After pitching at the University of Minnesota and earning All-Big Ten honors, Ligtenberg got his professional start with an independent league club before eventually making the climb to a Major League roster as he pitched for the Atlanta Braves.

Ligtenberg became the first Park grad to ever reach the majors when he cracked the Braves pitching staff in 1998. He recorded 30 saves and helped Atlanta reach the National League Championship Series in his rookie season.

Ligtenberg last pitched professionally in 2009 for the Saints in an attempted Major League comeback.

Ligtenberg’s big league success, and experience making his way up from the independent league, make him a credible source of knowledge for Saints’ players to interrogate.

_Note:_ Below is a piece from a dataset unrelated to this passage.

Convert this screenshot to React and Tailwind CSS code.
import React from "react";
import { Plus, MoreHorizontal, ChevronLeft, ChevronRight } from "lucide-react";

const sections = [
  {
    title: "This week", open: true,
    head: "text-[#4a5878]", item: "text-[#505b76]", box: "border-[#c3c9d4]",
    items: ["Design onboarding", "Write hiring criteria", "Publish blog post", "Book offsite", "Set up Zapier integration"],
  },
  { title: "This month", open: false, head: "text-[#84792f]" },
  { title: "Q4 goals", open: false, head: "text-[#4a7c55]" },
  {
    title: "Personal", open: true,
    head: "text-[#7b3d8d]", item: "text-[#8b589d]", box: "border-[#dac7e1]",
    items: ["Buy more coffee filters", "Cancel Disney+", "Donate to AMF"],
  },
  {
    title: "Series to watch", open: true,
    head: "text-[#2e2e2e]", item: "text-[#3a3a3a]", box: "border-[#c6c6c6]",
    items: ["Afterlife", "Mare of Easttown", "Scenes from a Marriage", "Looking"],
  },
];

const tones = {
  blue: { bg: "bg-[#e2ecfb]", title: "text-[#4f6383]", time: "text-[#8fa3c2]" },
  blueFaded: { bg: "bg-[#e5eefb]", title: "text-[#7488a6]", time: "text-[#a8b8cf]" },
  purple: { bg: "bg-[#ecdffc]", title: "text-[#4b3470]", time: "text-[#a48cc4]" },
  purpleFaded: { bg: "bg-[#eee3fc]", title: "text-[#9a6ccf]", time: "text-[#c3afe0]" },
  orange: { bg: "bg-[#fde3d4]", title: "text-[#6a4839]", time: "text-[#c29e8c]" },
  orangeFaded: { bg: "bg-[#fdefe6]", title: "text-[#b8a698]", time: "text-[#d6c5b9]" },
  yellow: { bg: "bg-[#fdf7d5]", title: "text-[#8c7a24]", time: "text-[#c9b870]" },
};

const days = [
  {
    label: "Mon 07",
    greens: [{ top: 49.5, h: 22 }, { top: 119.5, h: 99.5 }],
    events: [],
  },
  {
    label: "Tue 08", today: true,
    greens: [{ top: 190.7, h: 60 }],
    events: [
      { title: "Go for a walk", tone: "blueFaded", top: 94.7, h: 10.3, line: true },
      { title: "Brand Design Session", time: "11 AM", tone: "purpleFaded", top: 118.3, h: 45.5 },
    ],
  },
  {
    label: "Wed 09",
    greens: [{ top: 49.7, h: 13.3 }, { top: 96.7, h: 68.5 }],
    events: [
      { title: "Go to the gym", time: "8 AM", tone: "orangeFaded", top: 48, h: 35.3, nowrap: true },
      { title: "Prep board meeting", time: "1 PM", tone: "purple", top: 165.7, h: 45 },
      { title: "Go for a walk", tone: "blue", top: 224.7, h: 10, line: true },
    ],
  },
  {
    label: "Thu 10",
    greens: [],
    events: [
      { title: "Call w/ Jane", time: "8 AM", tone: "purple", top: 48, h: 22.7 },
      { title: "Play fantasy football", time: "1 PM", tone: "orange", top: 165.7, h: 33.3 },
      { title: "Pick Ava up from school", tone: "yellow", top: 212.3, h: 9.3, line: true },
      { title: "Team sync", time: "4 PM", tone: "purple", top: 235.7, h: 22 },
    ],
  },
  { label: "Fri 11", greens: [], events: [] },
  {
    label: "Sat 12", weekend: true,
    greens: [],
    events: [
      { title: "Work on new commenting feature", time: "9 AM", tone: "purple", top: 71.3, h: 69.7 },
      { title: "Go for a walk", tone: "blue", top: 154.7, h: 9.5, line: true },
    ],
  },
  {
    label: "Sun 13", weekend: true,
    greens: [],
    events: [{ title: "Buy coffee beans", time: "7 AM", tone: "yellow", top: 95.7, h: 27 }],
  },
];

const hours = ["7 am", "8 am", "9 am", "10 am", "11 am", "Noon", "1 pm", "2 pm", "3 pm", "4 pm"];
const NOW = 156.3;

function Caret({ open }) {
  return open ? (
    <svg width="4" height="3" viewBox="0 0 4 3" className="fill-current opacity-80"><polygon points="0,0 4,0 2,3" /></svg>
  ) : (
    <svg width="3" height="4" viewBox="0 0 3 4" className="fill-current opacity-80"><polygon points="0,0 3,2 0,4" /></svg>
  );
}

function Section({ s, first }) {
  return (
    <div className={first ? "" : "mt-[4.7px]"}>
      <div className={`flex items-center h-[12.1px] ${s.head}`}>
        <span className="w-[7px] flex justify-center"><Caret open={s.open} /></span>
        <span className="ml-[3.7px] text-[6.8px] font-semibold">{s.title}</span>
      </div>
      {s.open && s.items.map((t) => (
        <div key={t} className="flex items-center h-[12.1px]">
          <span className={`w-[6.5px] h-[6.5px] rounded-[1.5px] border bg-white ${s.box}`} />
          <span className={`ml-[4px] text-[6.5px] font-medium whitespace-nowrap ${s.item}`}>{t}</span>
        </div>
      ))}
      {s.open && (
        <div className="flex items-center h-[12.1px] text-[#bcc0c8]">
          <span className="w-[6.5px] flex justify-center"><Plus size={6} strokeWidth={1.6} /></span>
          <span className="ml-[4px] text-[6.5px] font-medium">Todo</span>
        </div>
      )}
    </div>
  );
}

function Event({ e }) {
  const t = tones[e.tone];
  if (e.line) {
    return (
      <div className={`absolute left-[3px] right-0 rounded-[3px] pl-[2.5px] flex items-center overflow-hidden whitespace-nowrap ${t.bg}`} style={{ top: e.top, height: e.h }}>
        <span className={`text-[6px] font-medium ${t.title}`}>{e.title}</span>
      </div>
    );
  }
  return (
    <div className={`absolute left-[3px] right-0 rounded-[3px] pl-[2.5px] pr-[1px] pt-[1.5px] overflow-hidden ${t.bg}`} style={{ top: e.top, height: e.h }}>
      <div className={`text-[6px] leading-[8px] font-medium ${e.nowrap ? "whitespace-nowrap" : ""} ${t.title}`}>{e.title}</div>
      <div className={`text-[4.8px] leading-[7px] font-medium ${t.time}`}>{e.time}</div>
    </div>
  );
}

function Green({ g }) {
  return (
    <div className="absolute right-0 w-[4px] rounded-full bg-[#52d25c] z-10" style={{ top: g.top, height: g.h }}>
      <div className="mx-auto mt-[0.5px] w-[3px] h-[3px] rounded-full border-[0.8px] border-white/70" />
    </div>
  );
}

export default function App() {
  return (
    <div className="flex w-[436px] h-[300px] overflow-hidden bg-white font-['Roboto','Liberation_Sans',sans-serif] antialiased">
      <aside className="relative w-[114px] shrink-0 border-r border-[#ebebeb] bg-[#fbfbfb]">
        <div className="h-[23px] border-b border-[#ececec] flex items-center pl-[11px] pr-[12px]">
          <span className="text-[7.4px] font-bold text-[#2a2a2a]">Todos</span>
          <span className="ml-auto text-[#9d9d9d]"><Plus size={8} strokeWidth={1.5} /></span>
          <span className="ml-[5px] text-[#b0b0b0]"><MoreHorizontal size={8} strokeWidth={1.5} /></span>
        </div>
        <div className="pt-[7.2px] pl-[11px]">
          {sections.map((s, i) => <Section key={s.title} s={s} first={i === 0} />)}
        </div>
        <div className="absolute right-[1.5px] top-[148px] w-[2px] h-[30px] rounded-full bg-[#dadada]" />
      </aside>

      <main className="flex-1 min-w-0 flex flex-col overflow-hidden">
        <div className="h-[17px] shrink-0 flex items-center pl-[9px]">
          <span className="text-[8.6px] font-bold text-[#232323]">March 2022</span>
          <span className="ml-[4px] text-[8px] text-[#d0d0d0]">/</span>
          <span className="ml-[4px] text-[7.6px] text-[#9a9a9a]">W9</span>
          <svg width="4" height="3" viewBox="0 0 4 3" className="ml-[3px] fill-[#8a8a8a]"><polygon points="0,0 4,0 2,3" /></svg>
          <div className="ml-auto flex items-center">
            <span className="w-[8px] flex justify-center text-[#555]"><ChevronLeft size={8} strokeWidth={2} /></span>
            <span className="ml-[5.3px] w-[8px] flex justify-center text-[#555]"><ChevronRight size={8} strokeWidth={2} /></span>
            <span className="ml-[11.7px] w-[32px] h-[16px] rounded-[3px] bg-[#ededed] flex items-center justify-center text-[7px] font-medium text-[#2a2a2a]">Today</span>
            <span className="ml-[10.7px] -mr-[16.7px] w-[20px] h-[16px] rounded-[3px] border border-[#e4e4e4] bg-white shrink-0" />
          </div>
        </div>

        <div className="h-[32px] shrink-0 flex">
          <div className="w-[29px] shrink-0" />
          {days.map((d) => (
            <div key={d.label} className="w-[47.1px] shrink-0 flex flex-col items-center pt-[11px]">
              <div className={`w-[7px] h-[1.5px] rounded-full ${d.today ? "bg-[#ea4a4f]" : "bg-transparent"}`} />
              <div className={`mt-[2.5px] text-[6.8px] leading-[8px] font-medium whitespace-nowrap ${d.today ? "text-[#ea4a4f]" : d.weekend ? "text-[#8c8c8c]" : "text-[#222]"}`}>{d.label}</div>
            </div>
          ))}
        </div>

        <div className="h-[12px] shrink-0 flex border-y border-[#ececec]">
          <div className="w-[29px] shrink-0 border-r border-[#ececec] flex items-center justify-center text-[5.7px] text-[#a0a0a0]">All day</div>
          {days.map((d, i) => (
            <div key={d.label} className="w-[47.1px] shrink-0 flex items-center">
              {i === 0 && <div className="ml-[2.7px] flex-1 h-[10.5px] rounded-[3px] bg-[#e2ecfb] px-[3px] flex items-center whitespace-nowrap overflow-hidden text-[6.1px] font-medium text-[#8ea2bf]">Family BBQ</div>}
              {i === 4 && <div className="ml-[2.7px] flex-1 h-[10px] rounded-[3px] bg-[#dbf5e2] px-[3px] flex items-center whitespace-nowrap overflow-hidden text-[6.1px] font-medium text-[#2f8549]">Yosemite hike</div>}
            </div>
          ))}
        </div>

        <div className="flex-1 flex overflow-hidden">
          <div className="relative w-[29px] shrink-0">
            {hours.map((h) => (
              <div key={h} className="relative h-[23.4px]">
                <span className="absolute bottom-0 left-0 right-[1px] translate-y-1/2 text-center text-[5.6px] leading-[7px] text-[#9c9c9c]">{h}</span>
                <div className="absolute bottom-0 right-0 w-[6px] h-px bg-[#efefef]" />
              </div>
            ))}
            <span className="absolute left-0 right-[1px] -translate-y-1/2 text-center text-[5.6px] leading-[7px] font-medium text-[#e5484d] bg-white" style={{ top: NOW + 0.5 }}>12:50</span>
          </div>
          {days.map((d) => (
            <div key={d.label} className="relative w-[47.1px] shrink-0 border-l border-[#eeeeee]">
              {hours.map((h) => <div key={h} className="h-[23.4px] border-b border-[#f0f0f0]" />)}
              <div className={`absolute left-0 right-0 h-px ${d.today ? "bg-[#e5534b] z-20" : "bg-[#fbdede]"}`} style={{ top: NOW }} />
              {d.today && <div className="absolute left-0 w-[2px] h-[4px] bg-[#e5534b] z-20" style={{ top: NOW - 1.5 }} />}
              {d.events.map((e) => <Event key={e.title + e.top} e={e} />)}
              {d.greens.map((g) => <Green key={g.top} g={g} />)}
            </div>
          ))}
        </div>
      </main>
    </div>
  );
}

“It makes it easy when we’re in certain situations because we can go to him and ask what he would do in that situation because he’s been there,” Saints pitcher Mikey Mehlich said. “He knows the feeling of what it’s like being under the big lights and just showing up at the park and being able to have him if you need anybody to go to, it’s a good feeling.”

One of Ligtenberg’s primary goals is helping his players get their shot with a Major League organization, something he’s already had a few players achieve under his tutelage.

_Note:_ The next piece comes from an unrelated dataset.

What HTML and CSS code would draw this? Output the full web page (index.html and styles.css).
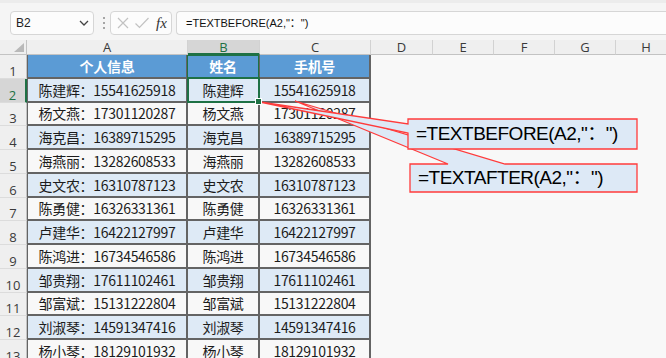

“It’s satisfying when some of these kids that work hard and put the work in get a chance to play,” Ligtenberg said. “Even though we’re down here and a ways away from where you want to be, if you put a little work in and get a little luck along the way, good things can happen.”

Mehlich has had a good last couple of seasons, something for which he partially credits Ligtenberg. He said the pitching coach primarily works with him on the mental parts of the game, such as pitch selection, location and understanding weaknesses of both the batter and himself.

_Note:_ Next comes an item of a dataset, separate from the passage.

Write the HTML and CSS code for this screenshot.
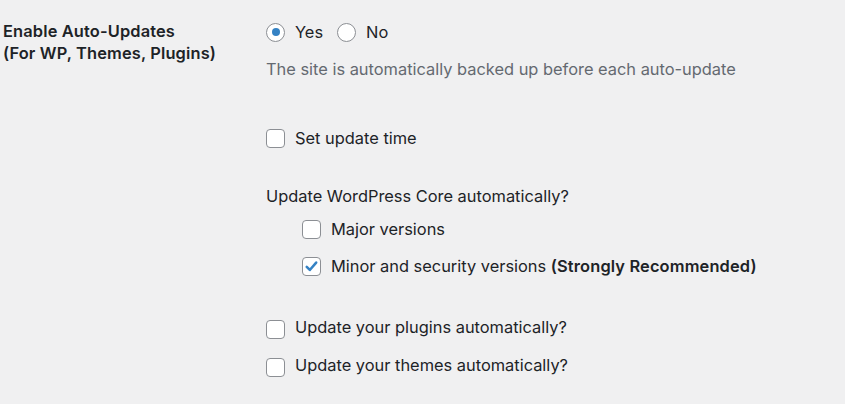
FILE: index.html
```html
<!DOCTYPE html>
<html lang="en">
<head>
  <meta charset="UTF-8" />
  <title>Auto-Updates Settings</title>
  <link rel="stylesheet" href="styles.css">
</head>
<body>
  <div class="settings-row">
    <div class="settings-label">Enable Auto-Updates<br>(For WP, Themes, Plugins)</div>

    <div class="settings-field">
      <div class="radio-group">
        <label class="option"><span class="radio radio-checked"></span>Yes</label>
        <label class="option"><span class="radio"></span>No</label>
      </div>
      <p class="description">The site is automatically backed up before each auto-update</p>

      <label class="option option-time"><span class="checkbox"></span>Set update time</label>

      <p class="core-title">Update WordPress Core automatically?</p>
      <div class="core-options">
        <label class="option"><span class="checkbox"></span>Major versions</label>
        <label class="option">
          <span class="checkbox">
            <svg viewBox="0 0 20 20" width="17" height="17"><path d="M4.4 10.4l3.6 3.7 7.5-8.7" fill="none" stroke="#3582c4" stroke-width="3" stroke-linecap="round" stroke-linejoin="round"/></svg>
          </span>
          <span>Minor and security versions <strong>(Strongly Recommended)</strong></span>
        </label>
      </div>

      <div class="extra-options">
        <label class="option option-low"><span class="checkbox"></span>Update your plugins automatically?</label>
        <label class="option option-low"><span class="checkbox"></span>Update your themes automatically?</label>
      </div>
    </div>
  </div>
</body>
</html>
```

FILE: styles.css
```css
body {
  margin: 0;
  padding: 0;
  background: #f0f0f1;
  color: #1d2327;
  font-family: 'Inter', 'Noto Sans', sans-serif;
  font-size: 16.4px;
  line-height: 22px;
}

.settings-row {
  display: grid;
  grid-template-columns: 263px 1fr;
  padding: 20px 0 0 3px;
}

.settings-label {
  font-weight: 600;
  letter-spacing: 0.15px;
}

.settings-field {
  display: flex;
  flex-direction: column;
  align-items: flex-start;
  padding-top: 1px;
}

.radio-group {
  display: flex;
  gap: 14px;
}

.option {
  display: flex;
  align-items: center;
  gap: 10px;
}

.radio {
  width: 17px;
  height: 17px;
  border: 1px solid #8c8f94;
  border-radius: 50%;
  background: #fff;
  display: flex;
  align-items: center;
  justify-content: center;
}

.radio-checked::after {
  content: '';
  width: 8px;
  height: 8px;
  border-radius: 50%;
  background: #3582c4;
}

.checkbox {
  width: 17px;
  height: 17px;
  border: 1px solid #8c8f94;
  border-radius: 4px;
  background: #fff;
  display: flex;
  align-items: center;
  justify-content: center;
  flex-shrink: 0;
}

.description {
  margin: 15px 0 0;
  color: #646970;
}

.option-time {
  margin-top: 47px;
}

.core-title {
  margin: 36px 0 0;
}

.core-options {
  display: flex;
  flex-direction: column;
  gap: 15px;
  margin: 11px 0 0 36px;
}

.core-options strong {
  font-weight: 600;
  letter-spacing: 0.15px;
}

.extra-options {
  display: flex;
  flex-direction: column;
  gap: 15px;
  margin-top: 39px;
}

.option-low {
  align-items: flex-start;
}

.option-low .checkbox {
  margin-top: 4px;
}
```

“The biggest thing is just getting them to be comfortable with their mechanics, being able to throw more than one pitch for strikes and locate their fastball,” Ligtenberg said. “That’s been the approach is to have fun while we’re doing it, but go out there and compete and do the best we can.”

Mehlich said he enjoys playing for Ligtenberg.

“It’s not hard to pitch under him, because he gives you the ball with confidence, he just wants you to throw strikes,” Mehlich said. “If you get the ball he knows that you can do it. He gives everybody a chance and gets everybody to do well. He doesn’t get on you if you do something bad, but he explains to you why you did something bad, I think that’s the way it should go. He’s a good coach and has been a good mentor to all of the guys on the team.”

Ligtenberg’s enjoying his time providing tips to professional talent -- guys who have a little more experience with the game.

“Being around the guys helps me stay young a little bit and hopefully we’ll do it for a couple more years,” Ligtenberg.

But for as much as Ligtenbeg is enjoying his current position, his coaching future is still in question. His primary priority is still his family, which he lives with in Eagan.

“My kids are still young and I definitely want to be with them and spend time with them here,” he said. “That’s part of the reason I like this job and this job has worked out is I’m here and I don’t travel all of the time and I get to spend a lot of time with my kids in the summer, so we’ll see. I plan to do one more year and then we’ll reevaluate after that.”